* _YOUR INSTRUCTIONS_: Reproduce exactly only the lines from the line that holds "Give me the" to the line that holds "const current = 'acceptance';", inclusive, in the listing below, and please leave out every picture.

* _EXERCISE MATERIAL_:

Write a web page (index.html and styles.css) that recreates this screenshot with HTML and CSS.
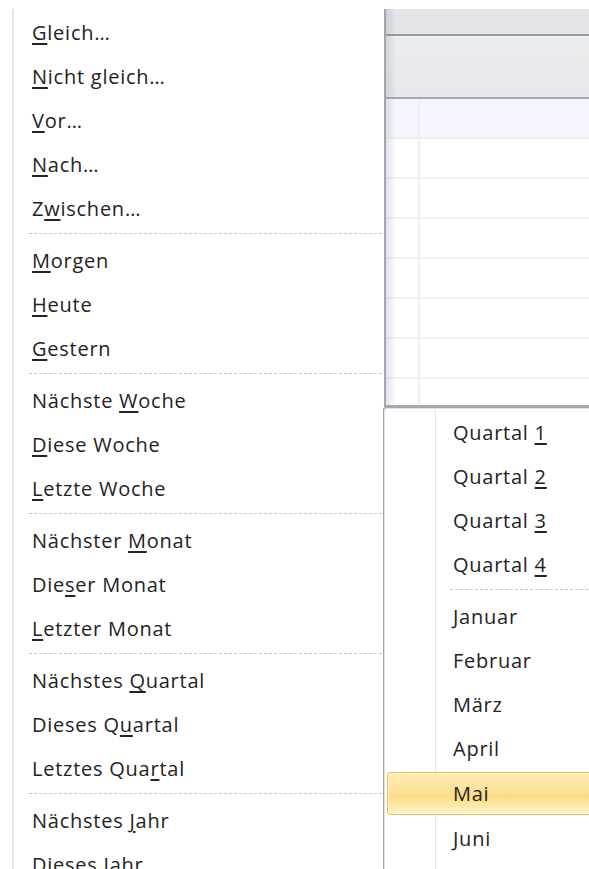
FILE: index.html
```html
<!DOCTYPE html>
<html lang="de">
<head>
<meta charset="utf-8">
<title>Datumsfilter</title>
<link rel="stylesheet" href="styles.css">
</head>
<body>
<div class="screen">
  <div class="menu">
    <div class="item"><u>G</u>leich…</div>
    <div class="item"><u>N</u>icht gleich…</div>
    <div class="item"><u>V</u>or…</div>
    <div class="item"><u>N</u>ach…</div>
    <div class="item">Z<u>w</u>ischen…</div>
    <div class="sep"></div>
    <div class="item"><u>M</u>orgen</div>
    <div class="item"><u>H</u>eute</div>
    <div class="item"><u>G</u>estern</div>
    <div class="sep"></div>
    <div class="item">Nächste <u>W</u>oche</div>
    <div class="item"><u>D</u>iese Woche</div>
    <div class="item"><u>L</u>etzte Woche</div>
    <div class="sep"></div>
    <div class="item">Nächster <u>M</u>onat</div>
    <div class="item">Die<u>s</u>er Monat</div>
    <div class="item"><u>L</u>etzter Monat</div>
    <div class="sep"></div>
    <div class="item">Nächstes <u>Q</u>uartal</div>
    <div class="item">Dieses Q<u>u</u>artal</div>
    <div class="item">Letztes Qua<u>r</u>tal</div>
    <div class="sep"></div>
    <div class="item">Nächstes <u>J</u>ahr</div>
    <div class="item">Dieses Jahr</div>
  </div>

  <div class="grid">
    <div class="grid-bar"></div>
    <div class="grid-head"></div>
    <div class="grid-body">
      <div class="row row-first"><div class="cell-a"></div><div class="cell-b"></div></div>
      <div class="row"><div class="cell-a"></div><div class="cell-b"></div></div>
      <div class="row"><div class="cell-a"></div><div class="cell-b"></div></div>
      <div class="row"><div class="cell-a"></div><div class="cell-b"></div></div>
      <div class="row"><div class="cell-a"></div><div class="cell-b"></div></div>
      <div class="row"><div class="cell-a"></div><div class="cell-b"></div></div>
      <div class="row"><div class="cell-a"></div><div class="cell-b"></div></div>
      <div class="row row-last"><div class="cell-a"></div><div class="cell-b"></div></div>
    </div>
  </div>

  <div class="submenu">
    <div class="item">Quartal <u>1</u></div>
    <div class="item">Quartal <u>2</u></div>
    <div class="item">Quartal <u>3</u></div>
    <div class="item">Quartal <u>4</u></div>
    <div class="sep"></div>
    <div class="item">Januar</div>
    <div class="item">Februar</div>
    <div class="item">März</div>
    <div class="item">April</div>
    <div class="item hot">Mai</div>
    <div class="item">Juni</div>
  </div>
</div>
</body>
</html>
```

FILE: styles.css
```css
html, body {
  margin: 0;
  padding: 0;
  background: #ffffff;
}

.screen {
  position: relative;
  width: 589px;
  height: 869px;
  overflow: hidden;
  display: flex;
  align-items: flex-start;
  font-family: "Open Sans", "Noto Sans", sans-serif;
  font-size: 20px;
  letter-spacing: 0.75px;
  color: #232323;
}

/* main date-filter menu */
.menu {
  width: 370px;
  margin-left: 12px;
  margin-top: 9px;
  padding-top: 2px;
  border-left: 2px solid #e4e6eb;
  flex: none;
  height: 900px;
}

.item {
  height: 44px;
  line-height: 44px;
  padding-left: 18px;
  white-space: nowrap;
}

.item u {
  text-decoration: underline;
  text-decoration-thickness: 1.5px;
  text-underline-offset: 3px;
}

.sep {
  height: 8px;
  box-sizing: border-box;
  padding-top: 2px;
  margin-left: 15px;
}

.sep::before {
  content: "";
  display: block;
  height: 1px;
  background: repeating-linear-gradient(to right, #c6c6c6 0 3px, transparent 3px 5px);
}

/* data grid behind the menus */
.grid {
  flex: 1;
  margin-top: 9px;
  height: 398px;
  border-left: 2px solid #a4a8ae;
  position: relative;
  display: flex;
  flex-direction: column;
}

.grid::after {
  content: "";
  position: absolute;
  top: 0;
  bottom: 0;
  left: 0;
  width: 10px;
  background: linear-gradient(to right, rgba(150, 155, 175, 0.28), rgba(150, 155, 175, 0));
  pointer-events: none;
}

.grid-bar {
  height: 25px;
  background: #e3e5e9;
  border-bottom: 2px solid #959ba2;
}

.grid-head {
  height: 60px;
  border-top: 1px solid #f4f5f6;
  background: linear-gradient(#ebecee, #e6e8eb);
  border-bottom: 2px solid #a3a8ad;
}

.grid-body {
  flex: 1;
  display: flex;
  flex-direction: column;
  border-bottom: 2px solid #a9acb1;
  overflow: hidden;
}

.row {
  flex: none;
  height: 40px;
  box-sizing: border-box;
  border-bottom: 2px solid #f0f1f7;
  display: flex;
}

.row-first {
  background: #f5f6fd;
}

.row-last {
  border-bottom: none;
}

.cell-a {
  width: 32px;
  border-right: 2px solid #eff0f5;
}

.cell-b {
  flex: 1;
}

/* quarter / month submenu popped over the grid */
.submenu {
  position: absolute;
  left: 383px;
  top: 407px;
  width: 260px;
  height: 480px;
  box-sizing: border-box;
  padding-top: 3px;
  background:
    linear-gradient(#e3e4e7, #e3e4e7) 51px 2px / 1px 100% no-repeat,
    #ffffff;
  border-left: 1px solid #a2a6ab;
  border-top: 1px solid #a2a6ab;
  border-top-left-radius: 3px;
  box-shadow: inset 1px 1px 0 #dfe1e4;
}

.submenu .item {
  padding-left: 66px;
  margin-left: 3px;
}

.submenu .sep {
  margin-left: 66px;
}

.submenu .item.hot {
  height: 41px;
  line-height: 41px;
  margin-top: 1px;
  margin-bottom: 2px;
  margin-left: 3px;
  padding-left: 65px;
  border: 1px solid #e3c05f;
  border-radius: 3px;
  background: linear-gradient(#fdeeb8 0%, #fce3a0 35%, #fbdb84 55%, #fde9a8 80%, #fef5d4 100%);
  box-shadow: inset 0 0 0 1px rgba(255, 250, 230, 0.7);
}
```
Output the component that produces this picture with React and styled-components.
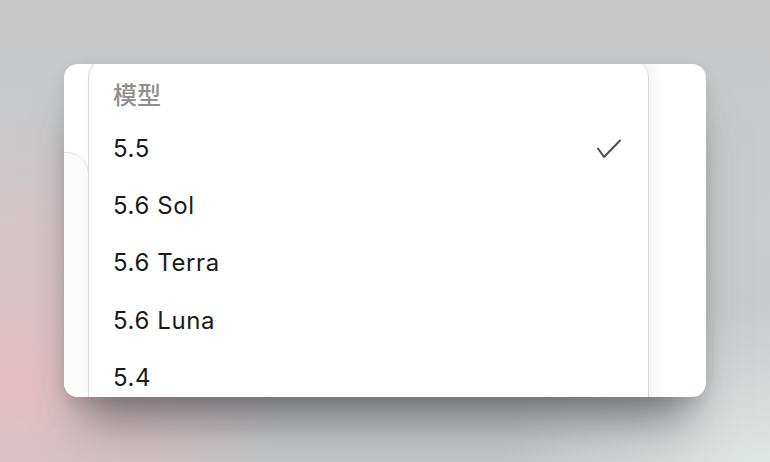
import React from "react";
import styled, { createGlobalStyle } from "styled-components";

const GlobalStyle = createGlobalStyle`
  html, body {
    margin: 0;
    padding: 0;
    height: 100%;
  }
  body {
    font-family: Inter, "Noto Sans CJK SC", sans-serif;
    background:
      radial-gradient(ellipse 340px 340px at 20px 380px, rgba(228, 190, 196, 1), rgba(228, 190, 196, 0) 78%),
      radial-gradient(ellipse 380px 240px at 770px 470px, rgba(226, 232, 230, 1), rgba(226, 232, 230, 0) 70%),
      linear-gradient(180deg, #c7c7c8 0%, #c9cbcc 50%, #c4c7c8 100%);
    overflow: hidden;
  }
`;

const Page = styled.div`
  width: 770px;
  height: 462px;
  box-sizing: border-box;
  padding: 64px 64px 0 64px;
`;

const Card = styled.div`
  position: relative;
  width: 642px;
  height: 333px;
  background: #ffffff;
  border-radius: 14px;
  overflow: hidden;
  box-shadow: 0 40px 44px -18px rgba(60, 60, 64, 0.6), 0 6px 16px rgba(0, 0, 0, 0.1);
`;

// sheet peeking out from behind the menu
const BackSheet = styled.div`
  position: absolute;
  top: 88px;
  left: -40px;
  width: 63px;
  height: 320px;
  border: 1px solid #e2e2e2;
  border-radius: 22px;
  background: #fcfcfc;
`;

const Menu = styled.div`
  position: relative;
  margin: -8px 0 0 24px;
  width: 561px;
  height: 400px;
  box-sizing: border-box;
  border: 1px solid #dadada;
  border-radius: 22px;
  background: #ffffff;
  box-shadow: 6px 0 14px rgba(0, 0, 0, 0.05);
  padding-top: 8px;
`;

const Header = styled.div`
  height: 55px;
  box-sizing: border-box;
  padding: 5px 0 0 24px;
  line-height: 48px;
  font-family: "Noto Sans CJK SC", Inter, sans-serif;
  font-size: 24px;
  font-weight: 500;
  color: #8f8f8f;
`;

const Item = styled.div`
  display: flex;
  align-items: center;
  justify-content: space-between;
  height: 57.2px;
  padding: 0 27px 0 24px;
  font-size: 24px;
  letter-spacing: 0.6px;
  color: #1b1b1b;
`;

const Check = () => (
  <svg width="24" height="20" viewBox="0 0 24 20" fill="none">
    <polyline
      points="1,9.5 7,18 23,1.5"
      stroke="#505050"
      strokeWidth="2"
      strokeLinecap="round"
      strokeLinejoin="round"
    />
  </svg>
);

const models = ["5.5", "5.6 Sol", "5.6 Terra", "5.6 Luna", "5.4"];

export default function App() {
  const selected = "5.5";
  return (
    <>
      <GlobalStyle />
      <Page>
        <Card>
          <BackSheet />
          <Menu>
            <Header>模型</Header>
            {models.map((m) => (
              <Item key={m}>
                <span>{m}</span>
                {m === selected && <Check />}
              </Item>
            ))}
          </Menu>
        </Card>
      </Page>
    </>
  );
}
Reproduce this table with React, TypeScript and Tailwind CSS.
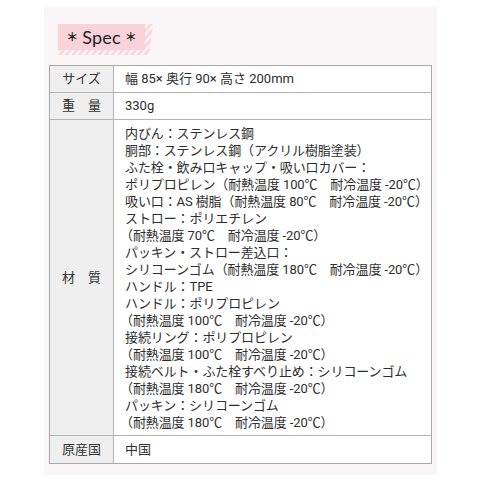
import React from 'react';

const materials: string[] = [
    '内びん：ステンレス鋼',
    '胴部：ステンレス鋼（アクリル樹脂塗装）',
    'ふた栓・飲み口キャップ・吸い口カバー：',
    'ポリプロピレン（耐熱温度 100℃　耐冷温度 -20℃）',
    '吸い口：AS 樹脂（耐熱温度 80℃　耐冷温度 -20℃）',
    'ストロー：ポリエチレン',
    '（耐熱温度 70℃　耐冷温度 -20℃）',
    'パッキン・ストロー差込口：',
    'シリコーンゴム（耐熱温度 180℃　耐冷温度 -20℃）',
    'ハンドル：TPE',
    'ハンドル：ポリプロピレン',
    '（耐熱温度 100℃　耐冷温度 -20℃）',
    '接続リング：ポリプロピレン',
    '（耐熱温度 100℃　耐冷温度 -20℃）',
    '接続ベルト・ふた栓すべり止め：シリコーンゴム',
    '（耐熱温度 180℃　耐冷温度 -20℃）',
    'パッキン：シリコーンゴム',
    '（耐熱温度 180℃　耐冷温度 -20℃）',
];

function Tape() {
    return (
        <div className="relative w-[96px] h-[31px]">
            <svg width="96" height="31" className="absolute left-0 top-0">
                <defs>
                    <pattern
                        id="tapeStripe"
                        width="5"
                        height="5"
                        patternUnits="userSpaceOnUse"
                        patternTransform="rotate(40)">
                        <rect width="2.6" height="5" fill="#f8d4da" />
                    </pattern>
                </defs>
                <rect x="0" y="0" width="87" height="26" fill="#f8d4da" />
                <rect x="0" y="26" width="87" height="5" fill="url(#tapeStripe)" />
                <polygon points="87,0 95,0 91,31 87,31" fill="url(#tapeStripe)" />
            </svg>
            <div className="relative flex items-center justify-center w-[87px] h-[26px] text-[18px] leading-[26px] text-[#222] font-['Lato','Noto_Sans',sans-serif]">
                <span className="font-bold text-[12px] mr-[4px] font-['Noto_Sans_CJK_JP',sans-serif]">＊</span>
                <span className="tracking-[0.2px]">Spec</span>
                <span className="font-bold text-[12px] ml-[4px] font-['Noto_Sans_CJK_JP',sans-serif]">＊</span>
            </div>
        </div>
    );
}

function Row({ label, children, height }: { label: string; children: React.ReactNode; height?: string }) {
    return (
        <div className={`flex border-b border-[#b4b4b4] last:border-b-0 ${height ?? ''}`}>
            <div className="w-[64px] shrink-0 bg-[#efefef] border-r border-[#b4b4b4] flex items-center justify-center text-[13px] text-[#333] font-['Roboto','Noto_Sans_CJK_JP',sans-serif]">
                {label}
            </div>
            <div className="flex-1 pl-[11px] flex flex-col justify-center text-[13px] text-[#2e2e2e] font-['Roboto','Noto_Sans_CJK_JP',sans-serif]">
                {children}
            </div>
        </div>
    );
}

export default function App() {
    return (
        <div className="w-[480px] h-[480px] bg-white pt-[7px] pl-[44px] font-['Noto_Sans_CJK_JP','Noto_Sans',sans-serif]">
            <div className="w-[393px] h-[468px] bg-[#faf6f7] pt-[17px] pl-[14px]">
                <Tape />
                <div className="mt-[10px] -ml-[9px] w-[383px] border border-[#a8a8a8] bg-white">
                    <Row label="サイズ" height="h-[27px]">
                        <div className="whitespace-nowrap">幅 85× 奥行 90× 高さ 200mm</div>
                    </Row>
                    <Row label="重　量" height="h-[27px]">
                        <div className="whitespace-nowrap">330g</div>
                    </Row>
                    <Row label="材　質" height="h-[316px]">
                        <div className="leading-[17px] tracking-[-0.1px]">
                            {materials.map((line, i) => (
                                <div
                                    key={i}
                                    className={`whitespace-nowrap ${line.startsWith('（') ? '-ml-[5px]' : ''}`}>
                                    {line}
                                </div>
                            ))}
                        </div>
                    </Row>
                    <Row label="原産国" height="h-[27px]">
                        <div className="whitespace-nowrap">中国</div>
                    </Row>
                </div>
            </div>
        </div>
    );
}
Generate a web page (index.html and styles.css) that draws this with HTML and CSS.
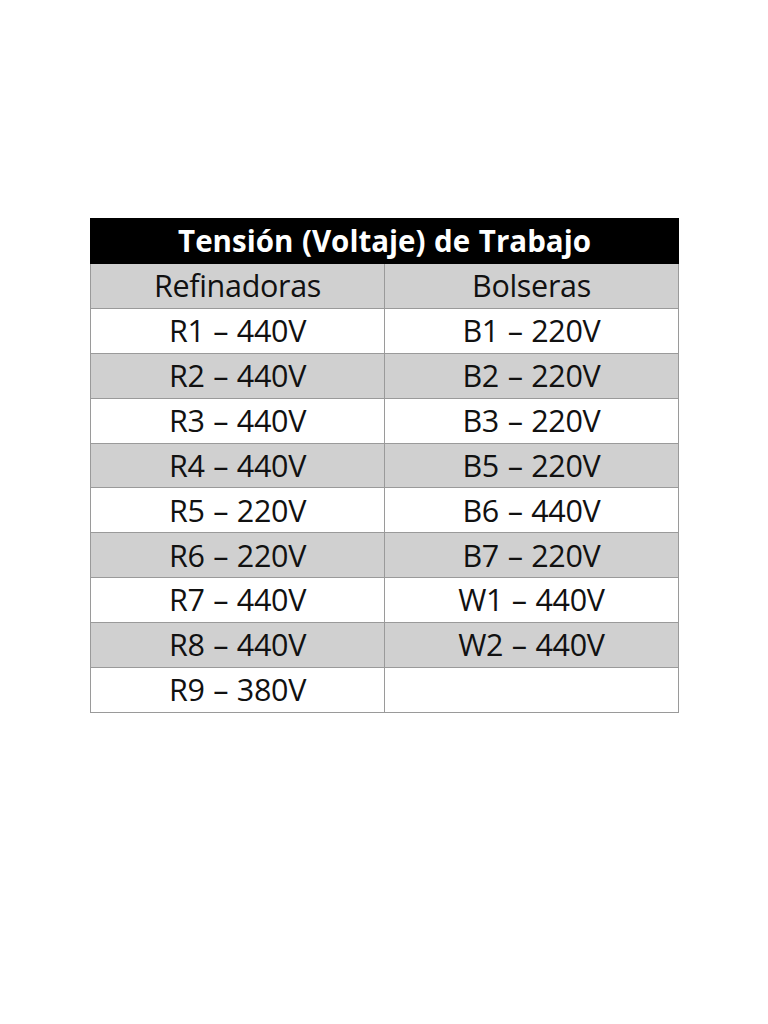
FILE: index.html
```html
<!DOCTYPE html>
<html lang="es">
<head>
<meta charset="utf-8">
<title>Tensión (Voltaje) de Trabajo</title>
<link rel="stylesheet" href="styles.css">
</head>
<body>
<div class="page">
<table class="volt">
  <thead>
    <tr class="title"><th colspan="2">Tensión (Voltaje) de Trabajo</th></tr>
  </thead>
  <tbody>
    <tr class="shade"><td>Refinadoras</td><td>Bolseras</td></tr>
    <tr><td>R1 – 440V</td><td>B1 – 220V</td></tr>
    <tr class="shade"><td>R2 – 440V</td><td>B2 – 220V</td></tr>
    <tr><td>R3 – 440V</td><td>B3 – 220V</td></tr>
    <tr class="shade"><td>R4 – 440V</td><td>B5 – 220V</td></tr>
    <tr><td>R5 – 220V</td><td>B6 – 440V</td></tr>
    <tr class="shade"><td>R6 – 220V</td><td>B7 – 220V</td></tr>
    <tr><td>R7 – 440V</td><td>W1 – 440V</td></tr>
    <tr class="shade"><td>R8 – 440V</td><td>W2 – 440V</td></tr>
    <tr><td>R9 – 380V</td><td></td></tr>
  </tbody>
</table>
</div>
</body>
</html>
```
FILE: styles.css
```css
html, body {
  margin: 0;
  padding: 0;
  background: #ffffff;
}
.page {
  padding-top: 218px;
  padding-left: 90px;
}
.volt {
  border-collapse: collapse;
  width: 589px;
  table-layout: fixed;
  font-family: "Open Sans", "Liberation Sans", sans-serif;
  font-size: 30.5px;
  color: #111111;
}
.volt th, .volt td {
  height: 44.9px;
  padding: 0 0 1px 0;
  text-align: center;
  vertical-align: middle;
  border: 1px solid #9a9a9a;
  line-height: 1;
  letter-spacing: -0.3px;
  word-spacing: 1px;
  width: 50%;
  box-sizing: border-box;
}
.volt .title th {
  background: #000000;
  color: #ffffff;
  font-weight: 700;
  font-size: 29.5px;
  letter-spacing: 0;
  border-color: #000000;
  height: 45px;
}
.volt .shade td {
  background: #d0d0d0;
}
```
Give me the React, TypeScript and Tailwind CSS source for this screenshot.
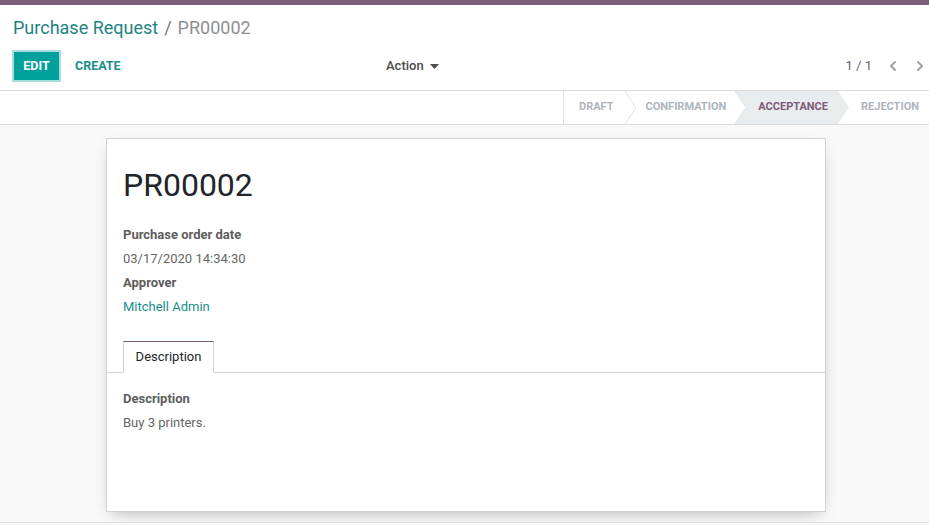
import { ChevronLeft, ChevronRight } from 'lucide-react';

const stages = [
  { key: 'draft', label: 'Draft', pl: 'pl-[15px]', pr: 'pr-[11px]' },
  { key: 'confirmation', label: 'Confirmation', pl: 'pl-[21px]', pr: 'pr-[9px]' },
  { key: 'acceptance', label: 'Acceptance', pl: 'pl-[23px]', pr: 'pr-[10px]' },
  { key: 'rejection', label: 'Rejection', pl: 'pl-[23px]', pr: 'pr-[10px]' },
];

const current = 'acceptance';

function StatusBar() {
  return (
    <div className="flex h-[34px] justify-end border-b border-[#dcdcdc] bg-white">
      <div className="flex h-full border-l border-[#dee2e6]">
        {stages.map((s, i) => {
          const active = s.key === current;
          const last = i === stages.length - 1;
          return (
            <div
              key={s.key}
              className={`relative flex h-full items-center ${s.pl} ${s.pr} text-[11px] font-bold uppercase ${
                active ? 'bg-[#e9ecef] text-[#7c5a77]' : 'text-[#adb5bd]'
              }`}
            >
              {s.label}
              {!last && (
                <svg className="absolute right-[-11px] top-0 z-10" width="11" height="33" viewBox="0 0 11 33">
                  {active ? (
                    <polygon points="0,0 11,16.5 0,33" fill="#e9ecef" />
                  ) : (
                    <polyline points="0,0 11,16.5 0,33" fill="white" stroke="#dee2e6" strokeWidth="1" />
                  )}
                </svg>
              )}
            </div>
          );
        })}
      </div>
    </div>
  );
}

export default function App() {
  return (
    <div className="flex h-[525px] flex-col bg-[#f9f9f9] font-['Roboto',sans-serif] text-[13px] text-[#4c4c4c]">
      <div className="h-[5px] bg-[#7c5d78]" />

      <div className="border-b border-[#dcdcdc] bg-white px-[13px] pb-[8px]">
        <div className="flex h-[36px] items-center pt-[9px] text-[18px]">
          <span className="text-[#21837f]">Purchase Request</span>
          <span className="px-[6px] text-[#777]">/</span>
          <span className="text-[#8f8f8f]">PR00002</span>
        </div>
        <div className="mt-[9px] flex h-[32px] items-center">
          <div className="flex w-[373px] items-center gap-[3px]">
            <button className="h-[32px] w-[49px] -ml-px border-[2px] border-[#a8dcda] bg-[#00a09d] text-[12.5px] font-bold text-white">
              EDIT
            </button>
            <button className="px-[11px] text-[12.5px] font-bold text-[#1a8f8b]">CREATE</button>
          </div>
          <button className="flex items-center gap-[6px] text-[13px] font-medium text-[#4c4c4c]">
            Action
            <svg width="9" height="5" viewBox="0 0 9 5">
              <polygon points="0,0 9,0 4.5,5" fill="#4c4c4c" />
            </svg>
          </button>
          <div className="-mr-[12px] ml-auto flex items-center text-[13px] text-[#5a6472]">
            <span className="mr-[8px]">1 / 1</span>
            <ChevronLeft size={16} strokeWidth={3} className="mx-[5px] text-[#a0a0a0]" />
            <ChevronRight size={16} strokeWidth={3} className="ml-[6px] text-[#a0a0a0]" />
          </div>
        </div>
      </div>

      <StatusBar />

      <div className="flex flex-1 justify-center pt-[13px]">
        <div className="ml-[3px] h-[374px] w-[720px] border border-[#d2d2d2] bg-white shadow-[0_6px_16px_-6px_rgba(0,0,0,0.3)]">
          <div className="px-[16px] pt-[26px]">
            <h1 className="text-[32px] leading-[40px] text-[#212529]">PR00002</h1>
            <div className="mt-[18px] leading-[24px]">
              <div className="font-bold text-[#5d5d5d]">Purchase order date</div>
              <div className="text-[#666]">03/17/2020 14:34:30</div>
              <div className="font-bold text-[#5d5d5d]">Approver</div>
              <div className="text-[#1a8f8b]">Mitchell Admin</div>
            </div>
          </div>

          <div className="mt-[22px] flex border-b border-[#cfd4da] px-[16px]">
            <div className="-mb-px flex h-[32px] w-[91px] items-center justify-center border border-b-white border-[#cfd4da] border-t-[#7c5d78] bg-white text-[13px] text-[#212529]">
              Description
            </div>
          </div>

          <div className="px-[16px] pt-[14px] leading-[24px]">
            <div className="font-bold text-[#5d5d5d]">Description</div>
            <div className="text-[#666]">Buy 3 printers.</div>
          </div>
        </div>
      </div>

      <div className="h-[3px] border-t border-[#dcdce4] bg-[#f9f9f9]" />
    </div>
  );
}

* _REPLY_:
Give me the React, TypeScript and Tailwind CSS source for this screenshot.
import { ChevronLeft, ChevronRight } from 'lucide-react';

const stages = [
  { key: 'draft', label: 'Draft', pl: 'pl-[15px]', pr: 'pr-[11px]' },
  { key: 'confirmation', label: 'Confirmation', pl: 'pl-[21px]', pr: 'pr-[9px]' },
  { key: 'acceptance', label: 'Acceptance', pl: 'pl-[23px]', pr: 'pr-[10px]' },
  { key: 'rejection', label: 'Rejection', pl: 'pl-[23px]', pr: 'pr-[10px]' },
];

const current = 'acceptance';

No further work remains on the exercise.